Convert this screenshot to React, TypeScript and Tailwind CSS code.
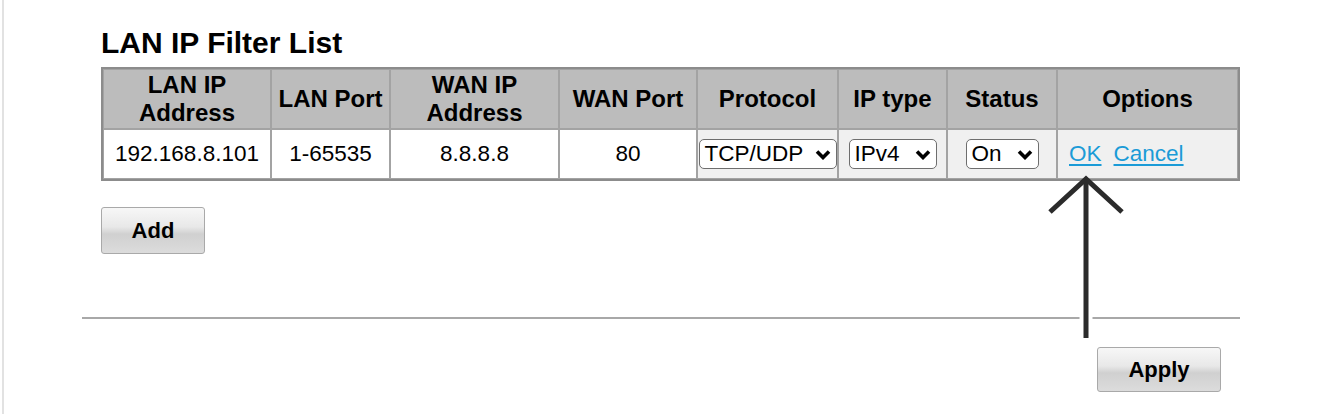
const headers = [
  ["LAN IP", "Address"],
  ["LAN Port"],
  ["WAN IP", "Address"],
  ["WAN Port"],
  ["Protocol"],
  ["IP type"],
  ["Status"],
  ["Options"],
];

const Chevron = () => (
  <svg width="16" height="11" viewBox="0 0 16 11" className="shrink-0">
    <path d="M2 2.5 L8 8.5 L14 2.5" fill="none" stroke="#000" strokeWidth="3.6" />
  </svg>
);

const FakeSelect = ({ value, width }: { value: string; width: string }) => (
  <div className={`${width} flex h-[30px] items-center justify-between rounded-[5px] border-[1.5px] border-[#6e6e6e] bg-white pl-[5px] pr-[5px]`}>
    <span>{value}</span>
    <Chevron />
  </div>
);

const GrayButton = ({ label, size }: { label: string; size: string }) => (
  <button className={`${size} rounded-[3px] border border-[#a9a9a9] bg-[linear-gradient(to_bottom,#f7f7f7,#e8e8e8_42%,#d0d0d0_58%,#dcdcdc)] text-[22px] font-bold text-black`}>
    {label}
  </button>
);

const Arrow = () => (
  <svg width="100" height="175" viewBox="0 0 100 175" className="pointer-events-none absolute left-[1040px] top-[170px]">
    <line x1="46" y1="138" x2="46" y2="157" stroke="#fff" strokeWidth="13" />
    <line x1="46" y1="10" x2="46" y2="168" stroke="#2b2b2b" strokeWidth="5" />
    <polyline points="10,42 46,9 82,42" fill="none" stroke="#2b2b2b" strokeWidth="5" />
  </svg>
);

export default function App() {
  const cell = "flex items-center justify-center border border-[#a3a3a3]";
  return (
    <div className="relative h-[414px] w-[1340px] overflow-hidden bg-white font-['Liberation_Sans',Arial,sans-serif] text-black">
      <div className="ml-[2px] h-full border-l-2 border-[#e2e2e2]">
        <div className="ml-[78px] w-[1158px] pt-[26px]">
          <div className="pl-[19px]">
            <h1 className="text-[30px] font-bold leading-[34px]">LAN IP Filter List</h1>

            <div className="mt-[7px] grid w-[1139px] grid-cols-[168px_119px_169px_138px_141px_109px_110px_181px] border-2 border-[#8c8c8c] text-[22.5px]">
              {headers.map((h, i) => (
                <div key={i} className={`${cell} h-[60px] flex-col bg-[#bcbcbc] text-[24px] font-bold leading-[28px]`}>
                  {h.map((line) => (
                    <span key={line}>{line}</span>
                  ))}
                </div>
              ))}

              <div className={`${cell} h-[50px] bg-white`}>192.168.8.101</div>
              <div className={`${cell} h-[50px] bg-white`}>1-65535</div>
              <div className={`${cell} h-[50px] bg-white`}>8.8.8.8</div>
              <div className={`${cell} h-[50px] bg-white`}>80</div>
              <div className={`${cell} h-[50px] bg-[#f0f0f0]`}>
                <FakeSelect value="TCP/UDP" width="w-[138px]" />
              </div>
              <div className={`${cell} h-[50px] bg-[#f0f0f0]`}>
                <FakeSelect value="IPv4" width="w-[88px]" />
              </div>
              <div className={`${cell} h-[50px] bg-[#f0f0f0]`}>
                <FakeSelect value="On" width="w-[73px]" />
              </div>
              <div className={`${cell} h-[50px] !justify-start gap-[12px] bg-[#f0f0f0] pl-[11px] text-[#1b9bd7]`}>
                <a href="#" className="underline underline-offset-[3px]">OK</a>
                <a href="#" className="underline underline-offset-[3px]">Cancel</a>
              </div>
            </div>

            <div className="mt-[26px]">
              <GrayButton label="Add" size="h-[47px] w-[104px]" />
            </div>
          </div>

          <hr className="mt-[63px] border-0 border-t-2 border-[#a8a8a8]" />

          <div className="mt-[28px] flex justify-end pr-[19px]">
            <GrayButton label="Apply" size="h-[45px] w-[124px]" />
          </div>
        </div>
      </div>
      <Arrow />
    </div>
  );
}
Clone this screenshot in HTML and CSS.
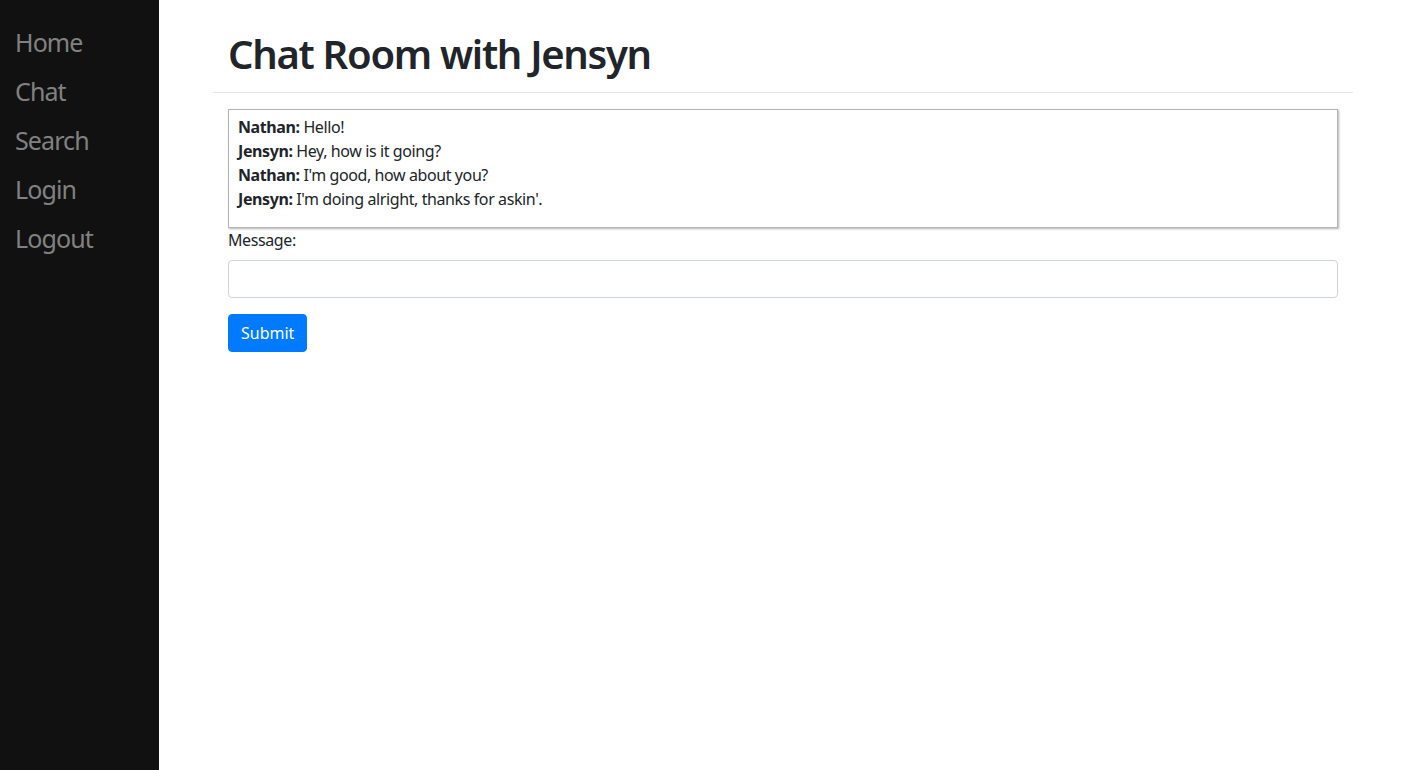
FILE: index.html
```html
<!DOCTYPE html>
<html lang="en">
<head>
<meta charset="utf-8">
<title>Chat Room with Jensyn</title>
<link rel="stylesheet" href="styles.css">
</head>
<body>
<div class="layout">
  <nav class="sidenav">
    <a href="#">Home</a>
    <a href="#">Chat</a>
    <a href="#">Search</a>
    <a href="#">Login</a>
    <a href="#">Logout</a>
  </nav>
  <main class="main">
    <div class="container">
      <h1 class="title">Chat Room with Jensyn</h1>
      <hr class="rule">
      <div class="content">
        <div class="chat-log">
          <div class="msg"><b>Nathan:</b> Hello!</div>
          <div class="msg"><b>Jensyn:</b> Hey, how is it going?</div>
          <div class="msg"><b>Nathan:</b> I'm good, how about you?</div>
          <div class="msg"><b>Jensyn:</b> I'm doing alright, thanks for askin'.</div>
        </div>
        <form class="form">
          <div class="form-group">
            <label class="label" for="message">Message:</label>
            <input class="input" id="message" type="text">
          </div>
          <button class="btn" type="button">Submit</button>
        </form>
      </div>
    </div>
  </main>
</div>
</body>
</html>
```

FILE: styles.css
```css
* { box-sizing: border-box; }
html, body { margin: 0; height: 100%; }
body {
  font-family: "Noto Sans", "Open Sans", sans-serif;
  font-size: 16px;
  line-height: 1.5;
  letter-spacing: -0.4px;
  color: #212529;
  background: #fff;
}
.layout {
  display: flex;
  min-height: 100%;
}
.sidenav {
  width: 159px;
  flex: 0 0 159px;
  background: #111;
  padding-top: 18px;
  display: flex;
  flex-direction: column;
}
.sidenav a {
  display: block;
  padding: 6px 8px 6px 15px;
  font-size: 25px;
  line-height: 37px;
  letter-spacing: -0.9px;
  color: #818181;
  text-decoration: none;
}
.main {
  flex: 1;
  min-width: 0;
}
.container {
  width: 1140px;
  margin: 0 auto;
}
.title {
  margin: 30px 0 0;
  padding: 0 15px;
  font-size: 40px;
  font-weight: 600;
  line-height: 48px;
  letter-spacing: -1.3px;
  color: #212529;
}
.rule {
  margin: 14px 0 16px;
  border: 0;
  border-top: 1px solid rgba(0,0,0,.1);
}
.content {
  padding: 0 15px;
}
.chat-log {
  height: 119px;
  padding: 5px 9px;
  border: 1px solid #b5b5b5;
  box-shadow: 1px 1px 2px rgba(0,0,0,.3);
}
.msg {
  line-height: 24px;
}
.msg b { font-weight: 700; }
.form { margin: 0; }
.form-group { margin-bottom: 16px; }
.label {
  display: inline-block;
  margin-bottom: 8px;
}
.input {
  display: block;
  width: 100%;
  height: 38px;
  padding: 6px 12px;
  font: inherit;
  color: #495057;
  border: 1px solid #ced4da;
  border-radius: 4px;
  background: #fff;
}
.btn {
  font: inherit;
  line-height: 24px;
  padding: 6px 12px;
  color: #fff;
  background: #007bff;
  border: 1px solid #007bff;
  border-radius: 4px;
}
```
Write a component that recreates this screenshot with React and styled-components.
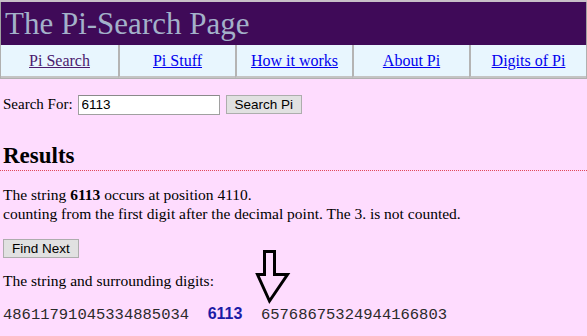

* * * *

THE REQUEST:
Pictures are to be left out; all else in the entries above is to be quoted exactly.

EXERCISE ANSWER:
Convert this screenshot to React, TypeScript and Tailwind CSS code.
const headers = [
  ["LAN IP", "Address"],
  ["LAN Port"],
  ["WAN IP", "Address"],
  ["WAN Port"],
  ["Protocol"],
  ["IP type"],
  ["Status"],
  ["Options"],
];

const Chevron = () => (
  <svg width="16" height="11" viewBox="0 0 16 11" className="shrink-0">
    <path d="M2 2.5 L8 8.5 L14 2.5" fill="none" stroke="#000" strokeWidth="3.6" />
  </svg>
);

const FakeSelect = ({ value, width }: { value: string; width: string }) => (
  <div className={`${width} flex h-[30px] items-center justify-between rounded-[5px] border-[1.5px] border-[#6e6e6e] bg-white pl-[5px] pr-[5px]`}>
    <span>{value}</span>
    <Chevron />
  </div>
);

const GrayButton = ({ label, size }: { label: string; size: string }) => (
  <button className={`${size} rounded-[3px] border border-[#a9a9a9] bg-[linear-gradient(to_bottom,#f7f7f7,#e8e8e8_42%,#d0d0d0_58%,#dcdcdc)] text-[22px] font-bold text-black`}>
    {label}
  </button>
);

const Arrow = () => (
  <svg width="100" height="175" viewBox="0 0 100 175" className="pointer-events-none absolute left-[1040px] top-[170px]">
    <line x1="46" y1="138" x2="46" y2="157" stroke="#fff" strokeWidth="13" />
    <line x1="46" y1="10" x2="46" y2="168" stroke="#2b2b2b" strokeWidth="5" />
    <polyline points="10,42 46,9 82,42" fill="none" stroke="#2b2b2b" strokeWidth="5" />
  </svg>
);

export default function App() {
  const cell = "flex items-center justify-center border border-[#a3a3a3]";
  return (
    <div className="relative h-[414px] w-[1340px] overflow-hidden bg-white font-['Liberation_Sans',Arial,sans-serif] text-black">
      <div className="ml-[2px] h-full border-l-2 border-[#e2e2e2]">
        <div className="ml-[78px] w-[1158px] pt-[26px]">
          <div className="pl-[19px]">
            <h1 className="text-[30px] font-bold leading-[34px]">LAN IP Filter List</h1>

            <div className="mt-[7px] grid w-[1139px] grid-cols-[168px_119px_169px_138px_141px_109px_110px_181px] border-2 border-[#8c8c8c] text-[22.5px]">
              {headers.map((h, i) => (
                <div key={i} className={`${cell} h-[60px] flex-col bg-[#bcbcbc] text-[24px] font-bold leading-[28px]`}>
                  {h.map((line) => (
                    <span key={line}>{line}</span>
                  ))}
                </div>
              ))}

              <div className={`${cell} h-[50px] bg-white`}>192.168.8.101</div>
              <div className={`${cell} h-[50px] bg-white`}>1-65535</div>
              <div className={`${cell} h-[50px] bg-white`}>8.8.8.8</div>
              <div className={`${cell} h-[50px] bg-white`}>80</div>
              <div className={`${cell} h-[50px] bg-[#f0f0f0]`}>
                <FakeSelect value="TCP/UDP" width="w-[138px]" />
              </div>
              <div className={`${cell} h-[50px] bg-[#f0f0f0]`}>
                <FakeSelect value="IPv4" width="w-[88px]" />
              </div>
              <div className={`${cell} h-[50px] bg-[#f0f0f0]`}>
                <FakeSelect value="On" width="w-[73px]" />
              </div>
              <div className={`${cell} h-[50px] !justify-start gap-[12px] bg-[#f0f0f0] pl-[11px] text-[#1b9bd7]`}>
                <a href="#" className="underline underline-offset-[3px]">OK</a>
                <a href="#" className="underline underline-offset-[3px]">Cancel</a>
              </div>
            </div>

            <div className="mt-[26px]">
              <GrayButton label="Add" size="h-[47px] w-[104px]" />
            </div>
          </div>

          <hr className="mt-[63px] border-0 border-t-2 border-[#a8a8a8]" />

          <div className="mt-[28px] flex justify-end pr-[19px]">
            <GrayButton label="Apply" size="h-[45px] w-[124px]" />
          </div>
        </div>
      </div>
      <Arrow />
    </div>
  );
}
Clone this screenshot in HTML and CSS.
FILE: index.html
```html
<!DOCTYPE html>
<html lang="en">
<head>
<meta charset="utf-8">
<title>Chat Room with Jensyn</title>
<link rel="stylesheet" href="styles.css">
</head>
<body>
<div class="layout">
  <nav class="sidenav">
    <a href="#">Home</a>
    <a href="#">Chat</a>
    <a href="#">Search</a>
    <a href="#">Login</a>
    <a href="#">Logout</a>
  </nav>
  <main class="main">
    <div class="container">
      <h1 class="title">Chat Room with Jensyn</h1>
      <hr class="rule">
      <div class="content">
        <div class="chat-log">
          <div class="msg"><b>Nathan:</b> Hello!</div>
          <div class="msg"><b>Jensyn:</b> Hey, how is it going?</div>
          <div class="msg"><b>Nathan:</b> I'm good, how about you?</div>
          <div class="msg"><b>Jensyn:</b> I'm doing alright, thanks for askin'.</div>
        </div>
        <form class="form">
          <div class="form-group">
            <label class="label" for="message">Message:</label>
            <input class="input" id="message" type="text">
          </div>
          <button class="btn" type="button">Submit</button>
        </form>
      </div>
    </div>
  </main>
</div>
</body>
</html>
```

FILE: styles.css
```css
* { box-sizing: border-box; }
html, body { margin: 0; height: 100%; }
body {
  font-family: "Noto Sans", "Open Sans", sans-serif;
  font-size: 16px;
  line-height: 1.5;
  letter-spacing: -0.4px;
  color: #212529;
  background: #fff;
}
.layout {
  display: flex;
  min-height: 100%;
}
.sidenav {
  width: 159px;
  flex: 0 0 159px;
  background: #111;
  padding-top: 18px;
  display: flex;
  flex-direction: column;
}
.sidenav a {
  display: block;
  padding: 6px 8px 6px 15px;
  font-size: 25px;
  line-height: 37px;
  letter-spacing: -0.9px;
  color: #818181;
  text-decoration: none;
}
.main {
  flex: 1;
  min-width: 0;
}
.container {
  width: 1140px;
  margin: 0 auto;
}
.title {
  margin: 30px 0 0;
  padding: 0 15px;
  font-size: 40px;
  font-weight: 600;
  line-height: 48px;
  letter-spacing: -1.3px;
  color: #212529;
}
.rule {
  margin: 14px 0 16px;
  border: 0;
  border-top: 1px solid rgba(0,0,0,.1);
}
.content {
  padding: 0 15px;
}
.chat-log {
  height: 119px;
  padding: 5px 9px;
  border: 1px solid #b5b5b5;
  box-shadow: 1px 1px 2px rgba(0,0,0,.3);
}
.msg {
  line-height: 24px;
}
.msg b { font-weight: 700; }
.form { margin: 0; }
.form-group { margin-bottom: 16px; }
.label {
  display: inline-block;
  margin-bottom: 8px;
}
.input {
  display: block;
  width: 100%;
  height: 38px;
  padding: 6px 12px;
  font: inherit;
  color: #495057;
  border: 1px solid #ced4da;
  border-radius: 4px;
  background: #fff;
}
.btn {
  font: inherit;
  line-height: 24px;
  padding: 6px 12px;
  color: #fff;
  background: #007bff;
  border: 1px solid #007bff;
  border-radius: 4px;
}
```
Write a component that recreates this screenshot with React and styled-components.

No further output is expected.